LONDON (Reuters) - The association representing England's professional footballers denied on Wednesday that it has blocked wage deferrals for players during the coronavirus stoppage but said that clubs should pay all staff if they could afford it.
Professional football in England has been suspended until April 30, at the earliest, due to the pandemic with some top flight clubs putting non-playing staff on leave.
Player wages, with some paid many times more per week than the average Briton takes home in a year, have become a hot topic as club staff are furloughed under a government job retention scheme.
"Contrary to some press reports the PFA has never stated that it will block all wage deferrals," said the Professional Footballers' Association (PFA) in a statement. Instead, it had sought "a structured and unified approach to ensure a fair response across the leagues."
It said that a meeting with the Premier League and the English Football League -- consisting of the lower divisions -- in March agreed to protect players' salaries for that month and talks about possible cuts in April were ongoing.

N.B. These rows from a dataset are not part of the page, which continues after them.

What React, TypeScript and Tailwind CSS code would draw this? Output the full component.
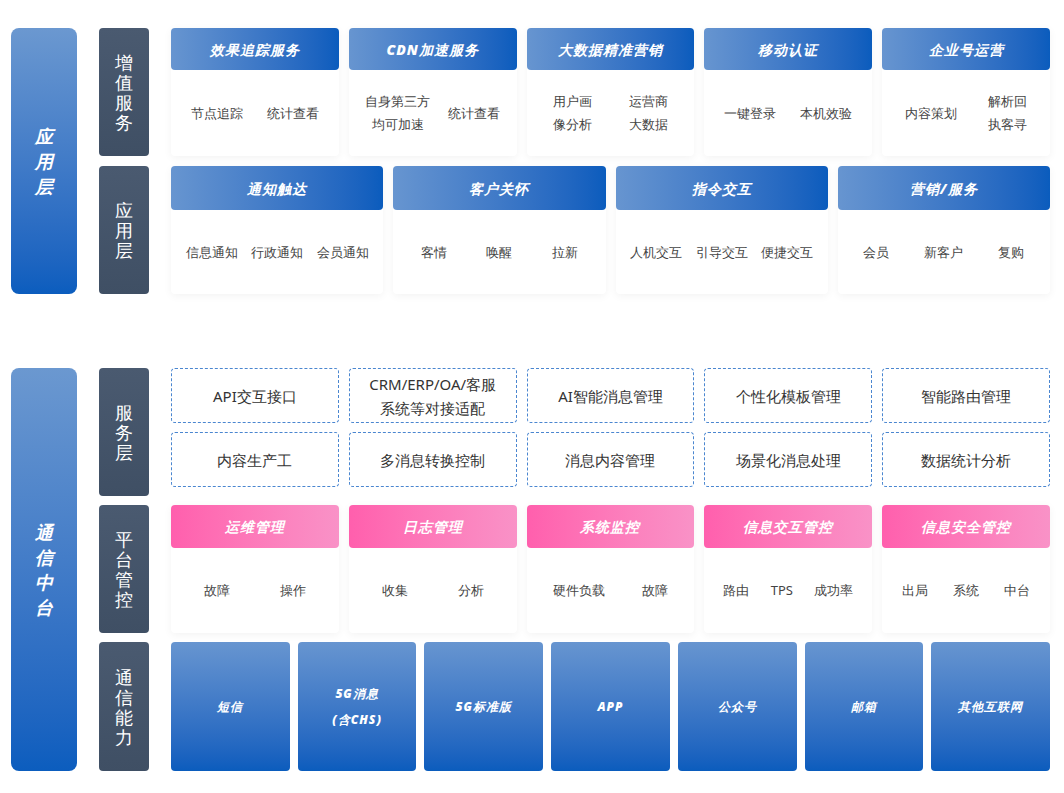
import React from 'react';

const font = "font-['Noto_Sans_CJK_SC','Noto_Sans',sans-serif]";
const blueHead = 'bg-gradient-to-r from-[#6795d0] to-[#0a5cbd]';
const pinkHead = 'bg-gradient-to-r from-[#ff5fad] to-[#f992c7]';

const Side = ({ text, h }: { text: string; h: string }) => (
  <div className={`w-[50px] ${h} shrink-0 rounded-[4px] bg-gradient-to-b from-[#4a5a70] to-[#3f4f64] flex items-center justify-center`}>
    <div className="flex flex-col items-center text-white text-[18px] leading-[20px]">
      {text.split('').map((c, i) => <span key={i} className="h-[20px] leading-[20px]">{c}</span>)}
    </div>
  </div>
);

const Big = ({ text, h }: { text: string; h: string }) => (
  <div className={`w-[66px] ${h} rounded-[8px] bg-gradient-to-b from-[#6b98d0] to-[#0b5dbe] flex items-center justify-center`}>
    <div className="flex flex-col items-center text-white text-[18px] leading-[25px] font-black italic">
      {text.split('').map((c, i) => <span key={i}>{c}</span>)}
    </div>
  </div>
);

type CardT = { title: string; items: string[][] };

const Card = ({ c, head, hh }: { c: CardT; head: string; hh: string }) => (
  <div className="flex flex-col h-full bg-white shadow-[0_2px_8px_rgba(0,0,0,0.05)] rounded-[4px]">
    <div className={`${head} ${hh} rounded-[4px] flex items-center justify-center text-white text-[14px] font-black italic tracking-[1px]`}>{c.title}</div>
    <div className="flex-1 flex items-center justify-around px-2 text-[13px] text-[#444] leading-[23px]">
      {c.items.map((it, i) => (
        <div key={i} className="flex flex-col items-center">{it.map((t) => <span key={t}>{t}</span>)}</div>
      ))}
    </div>
  </div>
);

const row1: CardT[] = [
  { title: '效果追踪服务', items: [['节点追踪'], ['统计查看']] },
  { title: 'CDN加速服务', items: [['自身第三方', '均可加速'], ['统计查看']] },
  { title: '大数据精准营销', items: [['用户画', '像分析'], ['运营商', '大数据']] },
  { title: '移动认证', items: [['一键登录'], ['本机效验']] },
  { title: '企业号运营', items: [['内容策划'], ['解析回', '执客寻']] },
];
const row2: CardT[] = [
  { title: '通知触达', items: [['信息通知'], ['行政通知'], ['会员通知']] },
  { title: '客户关怀', items: [['客情'], ['唤醒'], ['拉新']] },
  { title: '指令交互', items: [['人机交互'], ['引导交互'], ['便捷交互']] },
  { title: '营销/服务', items: [['会员'], ['新客户'], ['复购']] },
];
const pink: CardT[] = [
  { title: '运维管理', items: [['故障'], ['操作']] },
  { title: '日志管理', items: [['收集'], ['分析']] },
  { title: '系统监控', items: [['硬件负载'], ['故障']] },
  { title: '信息交互管控', items: [['路由'], ['TPS'], ['成功率']] },
  { title: '信息安全管控', items: [['出局'], ['系统'], ['中台']] },
];
const svc = [
  'API交互接口', 'CRM/ERP/OA/客服\n系统等对接适配', 'AI智能消息管理', '个性化模板管理', '智能路由管理',
  '内容生产工', '多消息转换控制', '消息内容管理', '场景化消息处理', '数据统计分析',
];
const comm = ['短信', '5G消息\n(含CHS)', '5G标准版', 'APP', '公众号', '邮箱', '其他互联网'];

export default function App() {
  return (
    <div className={`${font} w-[1064px] h-[793px] bg-white pl-[11px] pt-[28px]`}>
      <div className="flex gap-[22px]">
        <Big text="应用层" h="h-[266px]" />
        <div className="flex flex-col gap-[10px]">
          <div className="flex gap-[22px] h-[128px]">
            <Side text="增值服务" h="h-[128px]" />
            <div className="grid grid-cols-5 gap-[10px] w-[879px]">
              {row1.map((c) => <Card key={c.title} c={c} head={blueHead} hh="h-[42px]" />)}
            </div>
          </div>
          <div className="flex gap-[22px] h-[128px]">
            <Side text="应用层" h="h-[128px]" />
            <div className="grid grid-cols-4 gap-[10px] w-[879px]">
              {row2.map((c) => <Card key={c.title} c={c} head={blueHead} hh="h-[44px]" />)}
            </div>
          </div>
        </div>
      </div>

      <div className="flex gap-[22px] mt-[74px]">
        <Big text="通信中台" h="h-[403px]" />
        <div className="flex flex-col gap-[9px]">
          <div className="flex gap-[22px] h-[128px] items-start">
            <Side text="服务层" h="h-[128px]" />
            <div className="grid grid-cols-5 grid-rows-2 gap-x-[10px] gap-y-[9px] w-[879px] h-[119px]">
              {svc.map((s) => (
                <div key={s} className="border border-dashed border-[#4a86d0] rounded-[4px] flex flex-col items-center justify-center text-[15px] text-[#333] leading-[24px]">
                  {s.split('\n').map((l) => <span key={l}>{l}</span>)}
                </div>
              ))}
            </div>
          </div>
          <div className="flex gap-[22px] h-[128px]">
            <Side text="平台管控" h="h-[128px]" />
            <div className="grid grid-cols-5 gap-[10px] w-[879px]">
              {pink.map((c) => <Card key={c.title} c={c} head={pinkHead} hh="h-[43px]" />)}
            </div>
          </div>
          <div className="flex gap-[22px] h-[129px]">
            <Side text="通信能力" h="h-[129px]" />
            <div className="grid grid-cols-7 gap-[8px] w-[879px]">
              {comm.map((s) => (
                <div key={s} className="rounded-[4px] bg-gradient-to-b from-[#6795d0] to-[#0a5cbd] flex flex-col items-center justify-center text-white text-[12px] font-black italic tracking-[1px] leading-[26px]">
                  {s.split('\n').map((l) => <span key={l}>{l}</span>)}
                </div>
              ))}
            </div>
          </div>
        </div>
      </div>
    </div>
  );
}
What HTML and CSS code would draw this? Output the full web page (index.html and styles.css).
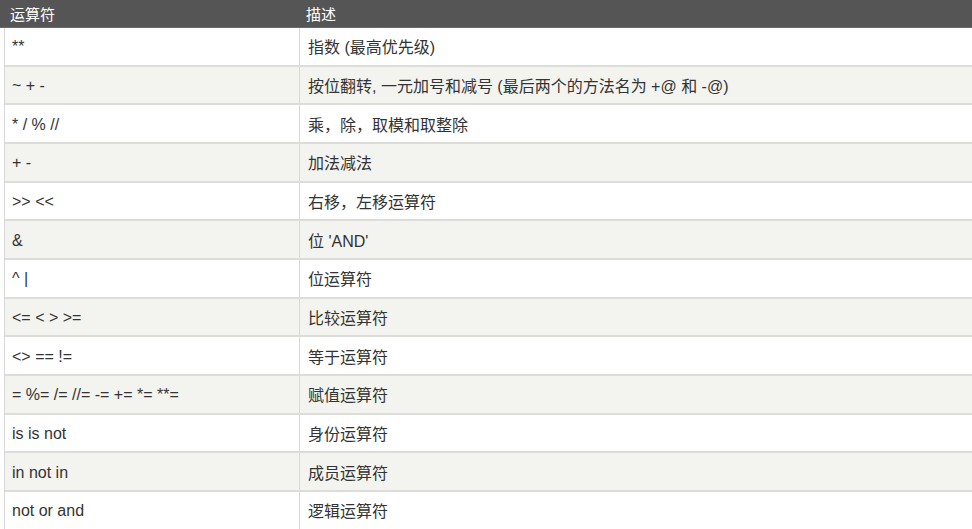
FILE: index.html
```html
<!DOCTYPE html>
<html lang="zh-CN">
<head>
<meta charset="utf-8">
<title>运算符</title>
<link rel="stylesheet" href="styles.css">
</head>
<body>
<div class="ops">
  <div class="head">
    <div class="hc c1">运算符</div>
    <div class="hc c2">描述</div>
  </div>
  <div class="rows">
    <div class="row"><div class="cell c1">**</div><div class="cell c2">指数 (最高优先级)</div></div>
    <div class="row alt"><div class="cell c1">~ + -</div><div class="cell c2">按位翻转, 一元加号和减号 (最后两个的方法名为 +@ 和 -@)</div></div>
    <div class="row"><div class="cell c1">* / % //</div><div class="cell c2">乘，除，取模和取整除</div></div>
    <div class="row alt"><div class="cell c1">+ -</div><div class="cell c2">加法减法</div></div>
    <div class="row"><div class="cell c1">&gt;&gt; &lt;&lt;</div><div class="cell c2">右移，左移运算符</div></div>
    <div class="row alt"><div class="cell c1">&amp;</div><div class="cell c2">位 'AND'</div></div>
    <div class="row"><div class="cell c1">^ |</div><div class="cell c2">位运算符</div></div>
    <div class="row alt"><div class="cell c1">&lt;= &lt; &gt; &gt;=</div><div class="cell c2">比较运算符</div></div>
    <div class="row"><div class="cell c1">&lt;&gt; == !=</div><div class="cell c2">等于运算符</div></div>
    <div class="row alt"><div class="cell c1">= %= /= //= -= += *= **=</div><div class="cell c2">赋值运算符</div></div>
    <div class="row"><div class="cell c1">is is not</div><div class="cell c2">身份运算符</div></div>
    <div class="row alt"><div class="cell c1">in not in</div><div class="cell c2">成员运算符</div></div>
    <div class="row"><div class="cell c1">not or and</div><div class="cell c2">逻辑运算符</div></div>
  </div>
</div>
</body>
</html>
```
FILE: styles.css
```css
html, body {
  margin: 0;
  padding: 0;
  background: #fff;
  overflow: hidden;
}
body {
  font-family: "Liberation Sans", "Noto Sans CJK SC", sans-serif;
  color: #333;
}
.ops {
  width: 972px;
}
.head {
  display: grid;
  grid-template-columns: 300px 1fr;
  height: 28px;
  background: #555;
  border-bottom: 1px solid #6a6a6a;
  box-sizing: border-box;
  color: #fff;
  font-size: 15px;
  align-items: center;
}
.hc.c1 { padding-left: 10px; }
.hc.c2 { padding-left: 6px; }
.rows {
  margin-left: 4px;
  border-left: 1px solid #d8d8d8;
}
.row {
  display: grid;
  grid-template-columns: 295px 1fr;
  height: 38.67px;
  box-sizing: border-box;
  border-bottom: 2px solid #dcdcd8;
  background: #fff;
  font-size: 16px;
  align-items: center;
}
.row.alt {
  background: #f3f3ef;
}
.cell.c1 {
  padding: 2px 0 0 7px;
  box-sizing: border-box;
  border-right: 1px solid #d8d8d8;
  height: 100%;
  display: flex;
  align-items: center;
}
.cell.c2 {
  padding-left: 8px;
}
```
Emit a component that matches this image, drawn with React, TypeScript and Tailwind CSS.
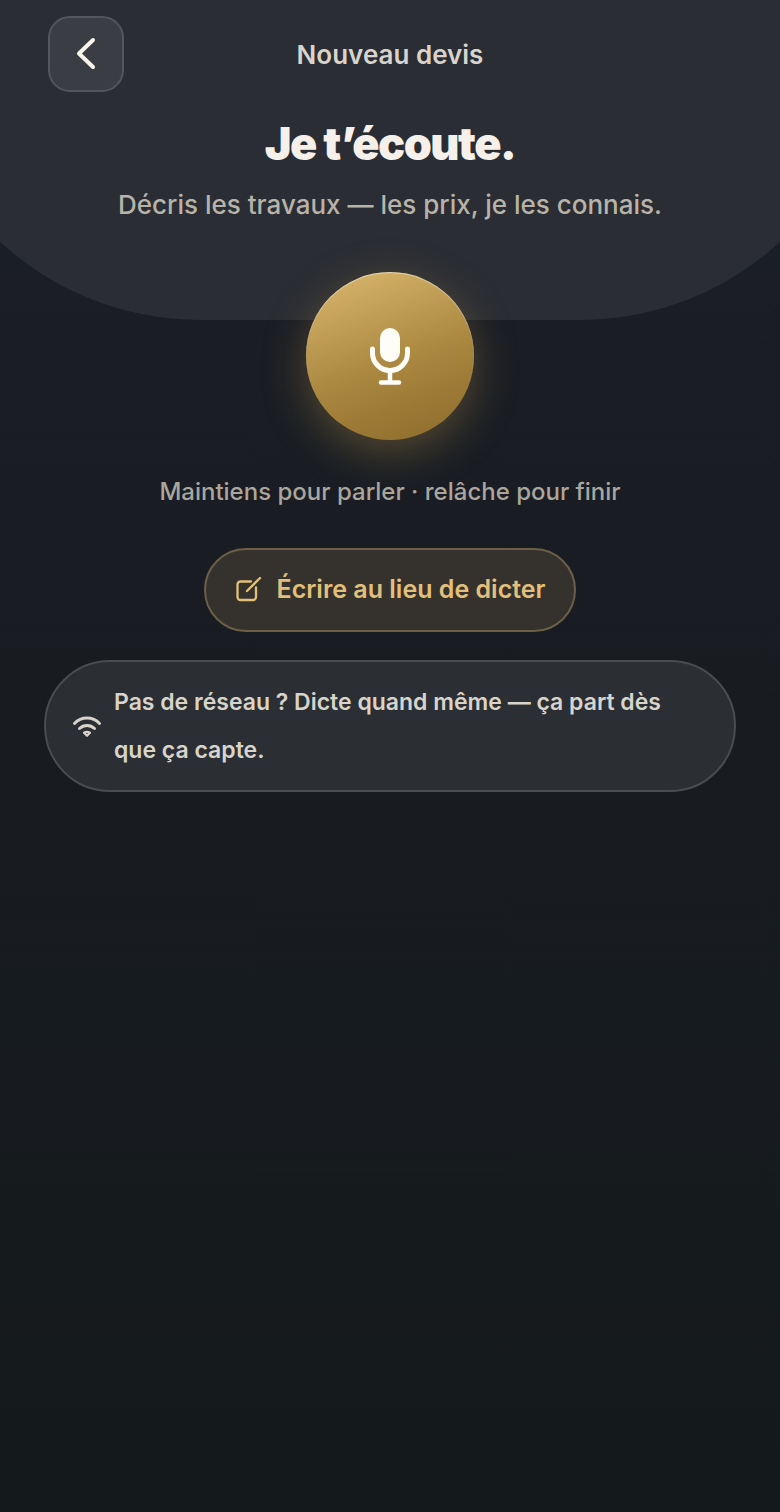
export default function App() {
  return (
    <div className="min-h-[1512px] overflow-hidden bg-[linear-gradient(180deg,#1c1f27_0%,#14191b_100%)] font-['Inter',sans-serif]">
      {/* Top panel, wider than the page so the corners run off the edge */}
      <div className="-mx-[95px] h-[320px] rounded-b-[295px] bg-[#2a2d33] px-[143px] pt-4">
        <div className="relative flex h-[76px] items-center justify-center">
          <button className="absolute left-0 top-0 flex h-[76px] w-[76px] items-center justify-center rounded-[22px] border-2 border-[#53565b] bg-[#3a3d43]">
            <svg width="32" height="40" viewBox="0 0 32 40" fill="none" stroke="#f8f4ec" strokeWidth="4" strokeLinecap="round" strokeLinejoin="round">
              <path d="M23 6 9 19.5 23 33" />
            </svg>
          </button>
          <span className="text-[26px] font-semibold text-[#d8d4cd]">Nouveau devis</span>
        </div>
        <h1 className="mt-[22px] text-center text-[45px] leading-[60px] font-black tracking-[-1.5px] text-[#f5f1ea]">Je t’écoute.</h1>
        <p className="mt-[14px] text-center text-[26px] leading-[34px] font-medium text-[#b8b3a9]">Décris les travaux — les prix, je les connais.</p>
      </div>

      <div className="flex flex-col items-center">
        {/* Mic button */}
        <button className="relative -mt-12 flex h-[168px] w-[168px] items-center justify-center rounded-full bg-[linear-gradient(160deg,#dcb96f_0%,#a9873f_55%,#8c6a2a_100%)] shadow-[0_12px_44px_rgba(201,158,75,0.34),inset_0_1px_1px_rgba(255,255,255,0.5)]">
          <svg width="60" height="70" viewBox="0 0 60 70" fill="none" stroke="#fffdf8" strokeLinecap="round">
            <rect x="20" y="7" width="20" height="34" rx="10" fill="#fffdf8" stroke="none" />
            <path d="M12.5 28v4a17.5 17.5 0 0 0 35 0v-4" strokeWidth="5" />
            <path d="M30 50v11" strokeWidth="4.5" strokeLinecap="butt" />
            <path d="M21 61.5h18" strokeWidth="4.5" />
          </svg>
        </button>

        <p className="mt-[36px] text-[24px] leading-[32px] font-medium text-[#aaa69d]">Maintiens pour parler · relâche pour finir</p>

        <button className="mt-[40px] flex h-[84px] w-[372px] items-center justify-center gap-[9px] rounded-full border-2 border-[#6b5f48] bg-[#35322e] pr-[1px] text-[25px] font-semibold text-[#e3c07a]">
          <svg width="34" height="40" viewBox="4 0 34 40" fill="none" stroke="#e3c07a" strokeWidth="2.3" strokeLinecap="round" strokeLinejoin="round">
            <path d="M21 11.5H10.5a3 3 0 0 0-3 3V27a3 3 0 0 0 3 3H23a3 3 0 0 0 3-3v-9.5" />
            <path d="M17 21 30 8" />
          </svg>
          Écrire au lieu de dicter
        </button>

        <div className="mt-[28px] flex h-[132px] w-[692px] items-center gap-[8px] rounded-[66px] border-2 border-[#494c51] bg-[#2b2e33] pl-[20px] pr-[60px]">
          <svg className="shrink-0" width="40" height="40" viewBox="0 0 40 40" fill="none" stroke="#d8d4cb" strokeWidth="3" strokeLinecap="round" strokeLinejoin="round">
            <path d="M8.5 17.5A17 17 0 0 1 33.5 17.5" />
            <path d="M13.5 22.5A11 11 0 0 1 28.5 22.5" />
            <path d="M18 26.8Q21 25 24 26.8L21 29.8Z" strokeWidth="2.2" />
          </svg>
          <p className="text-[23px] leading-[48px] font-semibold text-[#d8d4cb]">Pas de réseau ? Dicte quand même — ça part dès que ça capte.</p>
        </div>
      </div>
    </div>
  )
}
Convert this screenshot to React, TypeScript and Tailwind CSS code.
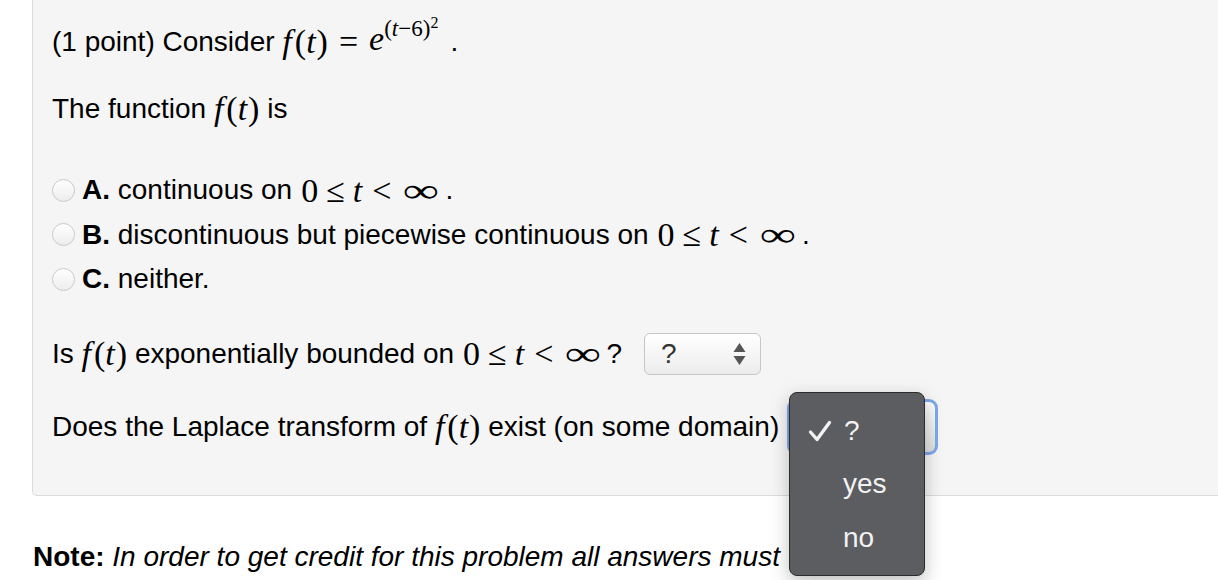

"We are aware of the public sentiment that the players should pay non-playing staff's salaries. However, our current position is that – as businesses - if clubs can afford to pay their players and staff, they should," it said.
It said that players did not want to see club staff furloughed unfairly and that "any use of the government's support schemes without genuine financial need is detrimental to the wider society."
"In instances where clubs have the resources to pay all staff, the benefit of players paying non-playing staff salaries will only serve the business of the club’s shareholders," it added.
The PFA said it accepted that players would have to be flexible and share the financial burden of the coronavirus outbreak "in order to secure the long-term future of their own club and indeed the wider game."
It said it had dealt with a large number of cases in the third and fourth tiers where players had been pressured into furloughs, wage deferrals and salary cuts which in some cases would have had a legal standing beyond the resumption of football.
In the third and fourth tiers, it said that a significant number of players were employed on 12-month contracts with salaries closer to the national average.
"These are often people with young families, for whom their immediate financial position is uncertain," it said.